Gripes: I only keep unsalted butter at home, but I wish I had one of those fancy European butters to spread on this!

Roasted Winter Vegetables

Another purchase with Christmas money was the Barefoot Contessa box set with Ina's first three cookbooks. I wanted vegetables to go with my meal, and the roasted winter vegetables from Barefoot Contessa Family Style sounded like an appropriate accompaniment. Roasted veggies are always a winner, so of course these were delicious.

Modifications: I didn't include sweet potatoes.

Gripes: I felt like the butternut squash got a lot softer than the carrots and parsnips in the same cooking time. I don't think I'd cook that combination together again because the squash was slightly too mushy by the time the carrots and parsnips were done.

Meyer Lemon Sorbet

The baked alaska in the blog post sounds delicious, but I only had time/energy to make the sorbet portion of it. I wanted to take advantage of the winter citrus season + end the meal with a light dessert since the chicken and vegetables were so wintery.

Modifications: I halved the recipe. I'm not sure the full recipe would have fit into my ice cream maker!

Saturday, January 1, 2011

Christmas Baking Roundup


I was only at home for 15 days during December, most of those dedicated to my job search, so I did not get to bake nearly as much as I hoped this year. Baking a Yule Log will have to wait until next year :)
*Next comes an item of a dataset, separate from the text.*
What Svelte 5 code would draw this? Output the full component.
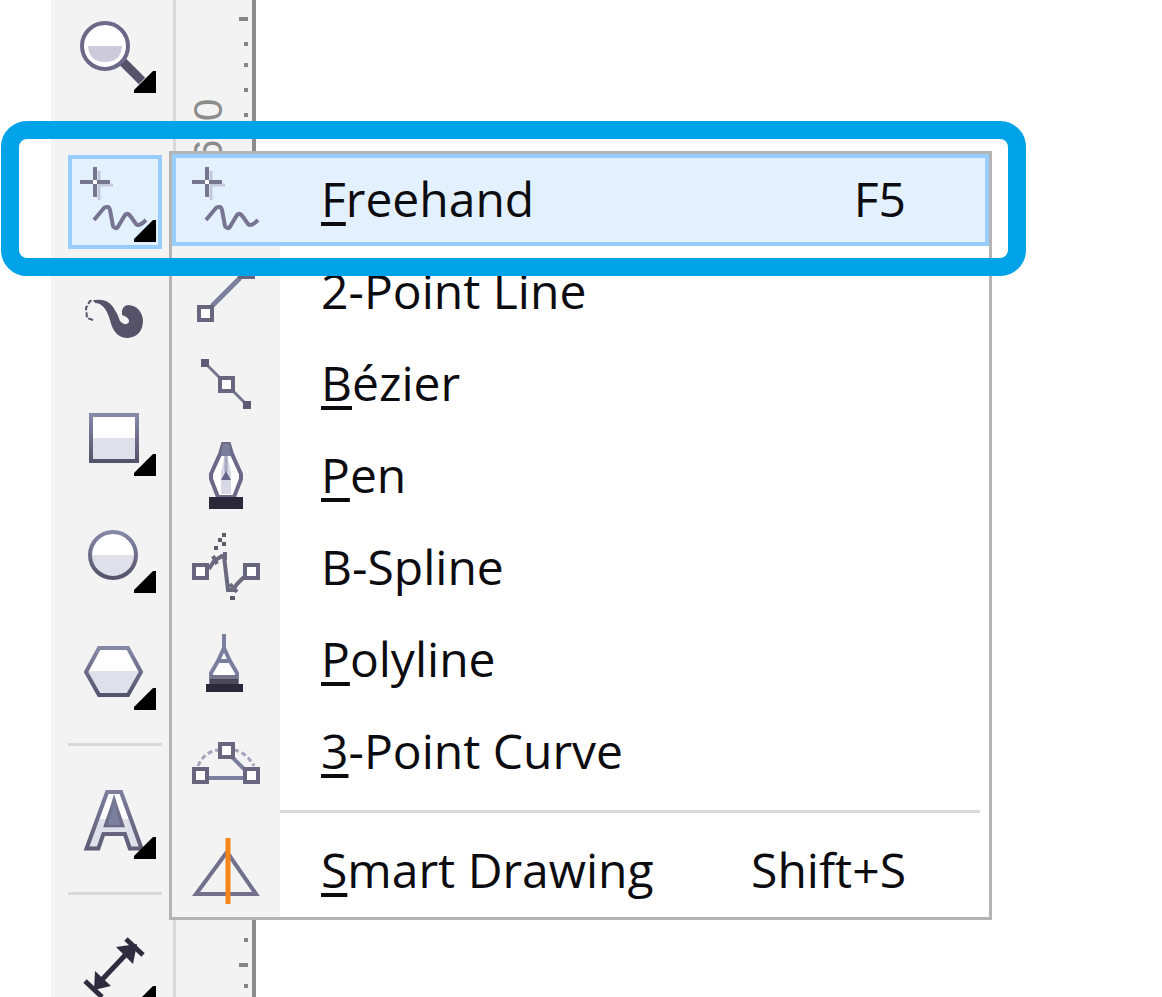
<script>
  let activeTool = $state("freehand");
  let selected = $state("Freehand");

  const tools = [
    { id: "zoom", label: "Zoom", flyout: true },
    { separator: true },
    { id: "freehand", label: "Curve", flyout: true },
    { id: "artistic", label: "Artistic Media" },
    { id: "rectangle", label: "Rectangle", flyout: true },
    { id: "ellipse", label: "Ellipse", flyout: true },
    { id: "polygon", label: "Polygon", flyout: true },
    { separator: true },
    { id: "text", label: "Text", flyout: true },
    { separator: true },
    { id: "dimension", label: "Dimension", flyout: true },
  ];

  const items = [
    { name: "Freehand", key: "F", rest: "reehand", shortcut: "F5" },
    { name: "2-Point Line", key: "", rest: "2-Point Line" },
    { name: "Bézier", key: "B", rest: "ézier" },
    { name: "Pen", key: "P", rest: "en" },
    { name: "B-Spline", key: "", rest: "B-Spline" },
    { name: "Polyline", key: "P", rest: "olyline" },
    { name: "3-Point Curve", key: "3", rest: "-Point Curve" },
    { separator: true },
    { name: "Smart Drawing", key: "S", rest: "mart Drawing", shortcut: "Shift+S" },
  ];
</script>

<!-- square curve node -->
{#snippet node(x, y)}
  <rect {x} {y} width="13" height="13" fill="#fff" stroke="#68657f" stroke-width="4" />
{/snippet}

{#snippet freehandIcon()}
  <path d="M31 16v14h14M31 31v14" fill="none" stroke="#c3c9dc" stroke-width="3" />
  <path d="M12 27h30M27 12v30" fill="none" stroke="#77758f" stroke-width="4" />
  <rect x="25" y="25" width="4" height="4" fill="#fff" />
  <path d="M26 65L36 53Q41 50 42 55L45 71Q48 76 51 70L57 60Q60 57 63 62L68 69Q71 72 78 65" fill="none" stroke="#767490" stroke-width="4" />
{/snippet}

<div class="page">
  <nav class="toolbar" aria-label="Toolbox">
    {#each tools as tool}
      {#if tool.separator}
        <hr />
      {:else}
        <button
          class="tool"
          class:active={activeTool === tool.id}
          aria-label={tool.label}
          onclick={() => (activeTool = tool.id)}
        >
          <svg viewBox="0 0 94 94" aria-hidden="true">
            <defs>
              <linearGradient id="edge" x1="0" y1="0" x2="0" y2="1">
                <stop offset="0" stop-color="#8588a6" />
                <stop offset="1" stop-color="#56536c" />
              </linearGradient>
              <linearGradient id="half" x1="0" y1="0" x2="0" y2="1">
                <stop offset="0.5" stop-color="#fff" />
                <stop offset="0.5" stop-color="#e0e0ea" />
              </linearGradient>
            </defs>
            {#if tool.id === "zoom"}
              <path d="M54 55L74 75" stroke="#55526a" stroke-width="9" />
              <circle cx="37" cy="40" r="23" fill="#fff" stroke="#6b6987" stroke-width="4" />
              <path d="M20 40h34q-1 16-17 16T20 40z" fill="#cccadb" />
            {:else if tool.id === "freehand"}
              {@render freehandIcon()}
            {:else if tool.id === "artistic"}
              <path d="M25 48l-6-2-1-10 4-7h9" fill="none" stroke="#55526a" stroke-width="2" stroke-dasharray="5 2" />
              <path d="M27 28Q39 26 45 35Q50 42 52 49Q57 55 61 50Q62 46 54 43Q53 34 60 33Q73 34 75 48Q75 64 60 66Q46 66 42 48Q37 31 27 31Z" fill="#55526a" />
            {:else if tool.id === "rectangle"}
              <rect x="23" y="26" width="46" height="46" fill="url(#half)" stroke="url(#edge)" stroke-width="4" />
            {:else if tool.id === "ellipse"}
              <circle cx="45" cy="49" r="23" fill="url(#half)" stroke="url(#edge)" stroke-width="4" />
            {:else if tool.id === "polygon"}
              <path d="M31 25h29l13 24-13 23H31L18 49z" fill="url(#half)" stroke="url(#edge)" stroke-width="4" />
            {:else if tool.id === "text"}
              <text x="46" y="76" class="letter" text-anchor="middle" fill="url(#half)" stroke="url(#edge)">A</text>
              <path d="M46 32l6 21H40z" fill="#7b7f9e" />
            {:else if tool.id === "dimension"}
              <path d="M29 64L63 28M58 18l17 16M17 60l17 16" stroke="#2f2c40" stroke-width="5" />
              <path d="M48 26l21-3-4 20zM27 50l-1 19 17-4z" fill="#2f2c40" />
            {/if}
            {#if tool.flyout}
              <path d="M66 87v-3L85 65h3v22z" fill="#000" />
            {/if}
          </svg>
        </button>
      {/if}
    {/each}
  </nav>

  <div class="ruler" aria-hidden="true">
    <svg viewBox="0 0 76 997">
      <g fill="#858585">
        <rect x="63" y="17" width="9" height="4" />
        <rect x="68" y="42" width="4" height="4" />
        <rect x="68" y="63" width="4" height="4" />
        <rect x="68" y="88" width="4" height="4" />
        <rect x="68" y="113" width="4" height="4" />
        <rect x="68" y="938" width="4" height="4" />
        <rect x="63" y="963" width="9" height="4" />
        <rect x="68" y="984" width="4" height="4" />
      </g>
      <text class="mark" transform="translate(46 121) rotate(-90)">0</text>
      <text class="mark" transform="translate(46 162) rotate(-90)">6</text>
    </svg>
  </div>

  <div class="menu" role="menu">
    {#each items as item}
      {#if item.separator}
        <div class="divider" role="separator"></div>
      {:else}
        <button
          class="item"
          class:selected={selected === item.name}
          role="menuitem"
          onclick={() => (selected = item.name)}
        >
          <svg viewBox="0 0 108 92" aria-hidden="true">
            {#if item.name === "Freehand"}
              <g transform="translate(8 1)">{@render freehandIcon()}</g>
            {:else if item.name === "2-Point Line"}
              <path d="M40 60L68 32" stroke="#7b7f9e" stroke-width="5" />
              {@render node(27, 61)}
              {@render node(68, 18)}
            {:else if item.name === "Bézier"}
              <path d="M33 25L75 67" stroke="#77758c" stroke-width="3" />
              <path d="M29 21h8v8h-8zM71 63h8v8h-8z" fill="#5d5a74" />
              {@render node(48, 40)}
            {:else if item.name === "Pen"}
              <path d="M51 14h6l3 10 9 20v5l-7 18H46l-7-18v-5l9-20z" fill="#fff" stroke="#6b6987" stroke-width="4" />
              <path d="M54 20l5 22v22H49V42z" fill="#d8d8e6" />
              <path d="M51 14h6l2 12H49z" fill="#7b7f9e" />
              <path d="M54 26v16" stroke="#a5a7c0" stroke-width="3" />
              <path d="M54 41l5 9H49z" fill="#68658a" />
              <rect x="37" y="67" width="34" height="12" fill="#2b2839" />
            {:else if item.name === "B-Spline"}
              <path d="M37 47l5-8 8-5h2l4 34h5l4-6 7-7M41 34l4 8M53 30v8M58 62l7 8" fill="none" stroke="#6b6980" stroke-width="4" />
              <path d="M42 24h4v4h-4zM46 16h4v4h-4zM50 11h4v4h-4zM50 20h4v4h-4zM58 74h5v4h-5z" fill="#5d5a6c" />
              {@render node(22, 43)}
              {@render node(73, 43)}
            {:else if item.name === "Polyline"}
              <path d="M52 34l6 13 7 12v11H39V59l7-12z" fill="#fff" stroke="#7b7f9e" stroke-width="4" />
              <path d="M52 20v19M46 47h12" stroke="#7b7f9e" stroke-width="4" />
              <path d="M38 61h28v5H38z" fill="#77758c" />
              <path d="M38 65h28v6H38z" fill="#4b485c" />
              <rect x="34" y="70" width="37" height="8" fill="#2b2839" />
            {:else if item.name === "3-Point Curve"}
              <path d="M26 60Q32 46 46 44M62 44Q74 46 82 60" fill="none" stroke="#a3a5bb" stroke-width="3" stroke-dasharray="5 3" />
              <path d="M60 51l14 14M36 72h36" stroke="#7b7f9e" stroke-width="4" />
              {@render node(48, 38)}
              {@render node(22, 63)}
              {@render node(73, 63)}
            {:else if item.name === "Smart Drawing"}
              <path d="M55 27L24 69h60z" fill="none" stroke="#72708c" stroke-width="4" />
              <path d="M56 13v66" stroke="#f5861a" stroke-width="5" />
            {/if}
          </svg>
          <span class="label">{#if item.key}<u>{item.key}</u>{/if}{item.rest}</span>
          {#if item.shortcut}
            <kbd>{item.shortcut}</kbd>
          {/if}
        </button>
      {/if}
    {/each}
  </div>

  <div class="highlight"></div>
</div>

<style>
  :global(body) {
    background: #fff;
  }

  .page {
    position: relative;
    display: flex;
    height: 100vh;
    overflow: hidden;
    padding-left: 51px;
    box-sizing: border-box;
    font-family: "Open Sans", "Noto Sans", sans-serif;
    color: #0c0c10;
  }

  .toolbar {
    display: flex;
    flex-direction: column;
    gap: 23px;
    padding: 6px 11px 0 17px;
    background: #f3f3f3;
    border-right: 3px solid #dadada;
  }

  .toolbar hr {
    width: 100%;
    height: 3px;
    margin: 3px 0;
    border: 0;
    flex: none;
    background: #d9d9d9;
  }

  .tool {
    flex: none;
    width: 94px;
    height: 94px;
    padding: 0;
    border: 0;
    background: none;
  }

  .tool.active {
    background: #e3f1ff;
    outline: 4px solid #99ccff;
    outline-offset: -4px;
  }

  svg {
    display: block;
  }

  .letter {
    font: bold 82px "Liberation Sans", sans-serif;
    stroke-width: 4px;
  }

  .ruler {
    width: 76px;
    background: #f3f3f3;
    border-right: 4px solid #8c8c8c;
  }

  .ruler svg {
    width: 76px;
  }

  .mark {
    font: 40px "Liberation Sans", sans-serif;
    fill: #8c8c8c;
  }

  .menu {
    position: absolute;
    top: 151px;
    left: 169px;
    right: 170px;
    border: 3px solid #b4b4b4;
    background: linear-gradient(to right, #f3f3f3 108px, #fff 108px);
  }

  .item {
    display: flex;
    align-items: center;
    width: 100%;
    height: 92px;
    padding: 0 83px 0 0;
    border: 0;
    background: none;
    color: inherit;
    font: inherit;
    font-size: 48px;
    text-align: left;
  }

  .item svg {
    flex: none;
    width: 108px;
    height: 92px;
  }

  .item.selected {
    background: #e3f1ff;
    outline: 4px solid #99ccff;
    outline-offset: -4px;
  }

  .label {
    flex: 1;
    padding-left: 41px;
    white-space: nowrap;
  }

  .label,
  kbd {
    padding-bottom: 4px;
  }

  .label u {
    text-decoration-thickness: 4px;
    text-underline-offset: 5px;
  }

  kbd {
    font: inherit;
  }

  .divider {
    height: 3px;
    margin: 12px 9px 12px 108px;
    background: #d9d9d9;
  }

  .highlight {
    position: absolute;
    top: 121px;
    left: 1px;
    right: 136px;
    height: 155px;
    box-sizing: border-box;
    border: 18px solid #00a2e8;
    border-radius: 26px;
    pointer-events: none;
  }
</style>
Orange, Raisin, Walnut Brownie Cookies

The recipe is for orange cranberry cookies, but I realized last minute I was out of dried cranberries, so I substituted with raisins and walnuts. I think I like cranberries better than raisins (the tartness is a better offset), but the walnuts were a good textural addition. These are one of my favorite cookies, the flavor and texture is terrific.

Tate's Bake Shop Chocolate Chip Cookies

I was paging through Ina's new cookbook and saw a chocolate chip cookie icebox cake made with cookies from Tate's Bake Shop in the Hamptons. When I saw this recipe for Tate's cookies come up, I figured I'd give them a trial run, since I want to make the icebox cake this summer (or maybe for my birthday :D). My cookies did not turn out nearly as flat as Tate's OR CakeSpy's cookies. In general, I never really produce flat cookies. Interestingly, the internet seems to have more cures for flat cookies than instructions on how to get them that way :) More research needed. Flavor on these was typical chocolate chip cookie.

M&M Cookies

The first time I made M&M cookies, I used the Toll House cookie recipe (subbing M&Ms for chocolate chips). For some reason, they became hard as a rock the day after baking and were just disappointing. After I managed to find another bag of Christmas M&Ms (I could NOT find them at local supermarkets this year, I felt like I was going crazy), I decided to try out Smitten Kitchen's chocolate chip cookie recipe (again subbing M&Ms for chips). These came out delicious! I popped them into the freezer the day of baking, so I'm not sure about their longevity.

Spritz Cookies

I am not a fan of butter cookies, but my mom loves them. She doesn't have the steady hand required for using a cookie press, so I make them for her every year. I love the shapes and decorative possibilities, but these cookies still do nothing for me.

Strawberry Sour Cream Bread

I used up the last few frozen strawberries that I picked over the summer for this bread. I think that the recipe should have called for chopping the strawberries, because I ended up with big chunks of strawberry that affected the integrity of the bread and got stuck to the side of my loaf pan and so on. I split the recipe into two loaves made in 8 x 4 inch loaf pans (roughly). I gave the loaves away as a gift, so I am not really sure how it tasted (oops). I really need to come up with a system for making a mini loaf when I bake breads I am gifting so I can taste the flavor without cutting into the gift.

Orange Cranberry Bread

I love the combination of orange and cranberry and love using up my excess of frozen cranberries in the freezer. I split the recipe into two smaller loaves and am giving them away, so I'm not sure how they taste. I will have to report back if I get to try them.